> _Task input_

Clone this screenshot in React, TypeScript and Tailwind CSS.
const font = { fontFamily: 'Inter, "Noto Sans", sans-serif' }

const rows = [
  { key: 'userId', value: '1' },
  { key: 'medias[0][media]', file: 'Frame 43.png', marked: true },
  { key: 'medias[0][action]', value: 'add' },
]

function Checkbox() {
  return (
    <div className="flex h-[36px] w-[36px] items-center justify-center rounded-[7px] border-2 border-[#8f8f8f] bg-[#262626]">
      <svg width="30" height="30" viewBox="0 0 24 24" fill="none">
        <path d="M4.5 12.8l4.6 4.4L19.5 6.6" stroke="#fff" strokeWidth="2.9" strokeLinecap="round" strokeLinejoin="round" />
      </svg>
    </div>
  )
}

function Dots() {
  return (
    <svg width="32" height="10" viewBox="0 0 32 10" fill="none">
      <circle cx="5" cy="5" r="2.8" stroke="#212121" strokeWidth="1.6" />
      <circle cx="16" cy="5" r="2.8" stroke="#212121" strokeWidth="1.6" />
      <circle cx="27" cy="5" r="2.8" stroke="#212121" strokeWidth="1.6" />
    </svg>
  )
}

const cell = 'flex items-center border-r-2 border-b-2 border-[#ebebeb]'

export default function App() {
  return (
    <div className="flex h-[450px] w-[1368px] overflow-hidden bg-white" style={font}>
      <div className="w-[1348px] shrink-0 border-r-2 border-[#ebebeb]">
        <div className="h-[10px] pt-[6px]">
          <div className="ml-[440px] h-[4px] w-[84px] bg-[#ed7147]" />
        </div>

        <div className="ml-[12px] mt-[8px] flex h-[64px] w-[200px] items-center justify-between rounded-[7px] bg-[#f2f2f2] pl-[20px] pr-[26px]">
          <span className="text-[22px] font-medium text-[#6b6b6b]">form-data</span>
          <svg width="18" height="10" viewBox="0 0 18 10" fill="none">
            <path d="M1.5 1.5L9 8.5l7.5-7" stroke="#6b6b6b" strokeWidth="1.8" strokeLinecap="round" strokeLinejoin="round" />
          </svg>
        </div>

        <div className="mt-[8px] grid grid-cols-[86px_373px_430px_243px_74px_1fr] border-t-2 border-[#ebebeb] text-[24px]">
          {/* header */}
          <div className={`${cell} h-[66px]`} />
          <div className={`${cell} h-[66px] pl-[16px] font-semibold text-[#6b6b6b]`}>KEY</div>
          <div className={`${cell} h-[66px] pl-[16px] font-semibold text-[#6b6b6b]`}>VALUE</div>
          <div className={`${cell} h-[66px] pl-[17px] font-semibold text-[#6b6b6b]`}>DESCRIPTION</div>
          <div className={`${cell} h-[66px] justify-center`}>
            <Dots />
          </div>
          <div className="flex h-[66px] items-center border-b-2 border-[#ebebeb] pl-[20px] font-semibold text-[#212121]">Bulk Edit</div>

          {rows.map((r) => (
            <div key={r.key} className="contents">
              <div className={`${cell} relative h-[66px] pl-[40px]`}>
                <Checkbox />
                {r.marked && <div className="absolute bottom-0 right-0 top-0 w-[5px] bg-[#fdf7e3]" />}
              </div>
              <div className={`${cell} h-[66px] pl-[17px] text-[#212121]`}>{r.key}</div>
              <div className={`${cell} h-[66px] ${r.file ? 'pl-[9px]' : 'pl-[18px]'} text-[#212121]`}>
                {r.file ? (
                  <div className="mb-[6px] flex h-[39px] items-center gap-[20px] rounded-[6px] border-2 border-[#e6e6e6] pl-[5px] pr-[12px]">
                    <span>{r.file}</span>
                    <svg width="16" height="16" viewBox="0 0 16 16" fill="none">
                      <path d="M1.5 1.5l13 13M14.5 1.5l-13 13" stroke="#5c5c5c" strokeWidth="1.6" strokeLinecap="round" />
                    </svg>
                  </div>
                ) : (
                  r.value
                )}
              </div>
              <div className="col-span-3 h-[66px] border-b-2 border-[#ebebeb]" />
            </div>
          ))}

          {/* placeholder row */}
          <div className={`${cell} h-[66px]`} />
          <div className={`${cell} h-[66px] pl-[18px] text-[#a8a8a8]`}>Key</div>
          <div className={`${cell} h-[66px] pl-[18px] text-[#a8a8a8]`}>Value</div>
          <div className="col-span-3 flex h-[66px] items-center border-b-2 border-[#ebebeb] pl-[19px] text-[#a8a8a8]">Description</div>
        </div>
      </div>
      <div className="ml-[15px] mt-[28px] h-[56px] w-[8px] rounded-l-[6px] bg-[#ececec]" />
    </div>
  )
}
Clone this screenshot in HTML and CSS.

> _Work to complete_
Extract the whole listing, character for character.

> _The completed task_
Clone this screenshot in React, TypeScript and Tailwind CSS.
const font = { fontFamily: 'Inter, "Noto Sans", sans-serif' }

const rows = [
  { key: 'userId', value: '1' },
  { key: 'medias[0][media]', file: 'Frame 43.png', marked: true },
  { key: 'medias[0][action]', value: 'add' },
]

function Checkbox() {
  return (
    <div className="flex h-[36px] w-[36px] items-center justify-center rounded-[7px] border-2 border-[#8f8f8f] bg-[#262626]">
      <svg width="30" height="30" viewBox="0 0 24 24" fill="none">
        <path d="M4.5 12.8l4.6 4.4L19.5 6.6" stroke="#fff" strokeWidth="2.9" strokeLinecap="round" strokeLinejoin="round" />
      </svg>
    </div>
  )
}

function Dots() {
  return (
    <svg width="32" height="10" viewBox="0 0 32 10" fill="none">
      <circle cx="5" cy="5" r="2.8" stroke="#212121" strokeWidth="1.6" />
      <circle cx="16" cy="5" r="2.8" stroke="#212121" strokeWidth="1.6" />
      <circle cx="27" cy="5" r="2.8" stroke="#212121" strokeWidth="1.6" />
    </svg>
  )
}

const cell = 'flex items-center border-r-2 border-b-2 border-[#ebebeb]'

export default function App() {
  return (
    <div className="flex h-[450px] w-[1368px] overflow-hidden bg-white" style={font}>
      <div className="w-[1348px] shrink-0 border-r-2 border-[#ebebeb]">
        <div className="h-[10px] pt-[6px]">
          <div className="ml-[440px] h-[4px] w-[84px] bg-[#ed7147]" />
        </div>

        <div className="ml-[12px] mt-[8px] flex h-[64px] w-[200px] items-center justify-between rounded-[7px] bg-[#f2f2f2] pl-[20px] pr-[26px]">
          <span className="text-[22px] font-medium text-[#6b6b6b]">form-data</span>
          <svg width="18" height="10" viewBox="0 0 18 10" fill="none">
            <path d="M1.5 1.5L9 8.5l7.5-7" stroke="#6b6b6b" strokeWidth="1.8" strokeLinecap="round" strokeLinejoin="round" />
          </svg>
        </div>

        <div className="mt-[8px] grid grid-cols-[86px_373px_430px_243px_74px_1fr] border-t-2 border-[#ebebeb] text-[24px]">
          {/* header */}
          <div className={`${cell} h-[66px]`} />
          <div className={`${cell} h-[66px] pl-[16px] font-semibold text-[#6b6b6b]`}>KEY</div>
          <div className={`${cell} h-[66px] pl-[16px] font-semibold text-[#6b6b6b]`}>VALUE</div>
          <div className={`${cell} h-[66px] pl-[17px] font-semibold text-[#6b6b6b]`}>DESCRIPTION</div>
          <div className={`${cell} h-[66px] justify-center`}>
            <Dots />
          </div>
          <div className="flex h-[66px] items-center border-b-2 border-[#ebebeb] pl-[20px] font-semibold text-[#212121]">Bulk Edit</div>

          {rows.map((r) => (
            <div key={r.key} className="contents">
              <div className={`${cell} relative h-[66px] pl-[40px]`}>
                <Checkbox />
                {r.marked && <div className="absolute bottom-0 right-0 top-0 w-[5px] bg-[#fdf7e3]" />}
              </div>
              <div className={`${cell} h-[66px] pl-[17px] text-[#212121]`}>{r.key}</div>
              <div className={`${cell} h-[66px] ${r.file ? 'pl-[9px]' : 'pl-[18px]'} text-[#212121]`}>
                {r.file ? (
                  <div className="mb-[6px] flex h-[39px] items-center gap-[20px] rounded-[6px] border-2 border-[#e6e6e6] pl-[5px] pr-[12px]">
                    <span>{r.file}</span>
                    <svg width="16" height="16" viewBox="0 0 16 16" fill="none">
                      <path d="M1.5 1.5l13 13M14.5 1.5l-13 13" stroke="#5c5c5c" strokeWidth="1.6" strokeLinecap="round" />
                    </svg>
                  </div>
                ) : (
                  r.value
                )}
              </div>
              <div className="col-span-3 h-[66px] border-b-2 border-[#ebebeb]" />
            </div>
          ))}

          {/* placeholder row */}
          <div className={`${cell} h-[66px]`} />
          <div className={`${cell} h-[66px] pl-[18px] text-[#a8a8a8]`}>Key</div>
          <div className={`${cell} h-[66px] pl-[18px] text-[#a8a8a8]`}>Value</div>
          <div className="col-span-3 flex h-[66px] items-center border-b-2 border-[#ebebeb] pl-[19px] text-[#a8a8a8]">Description</div>
        </div>
      </div>
      <div className="ml-[15px] mt-[28px] h-[56px] w-[8px] rounded-l-[6px] bg-[#ececec]" />
    </div>
  )
}
Clone this screenshot in HTML and CSS.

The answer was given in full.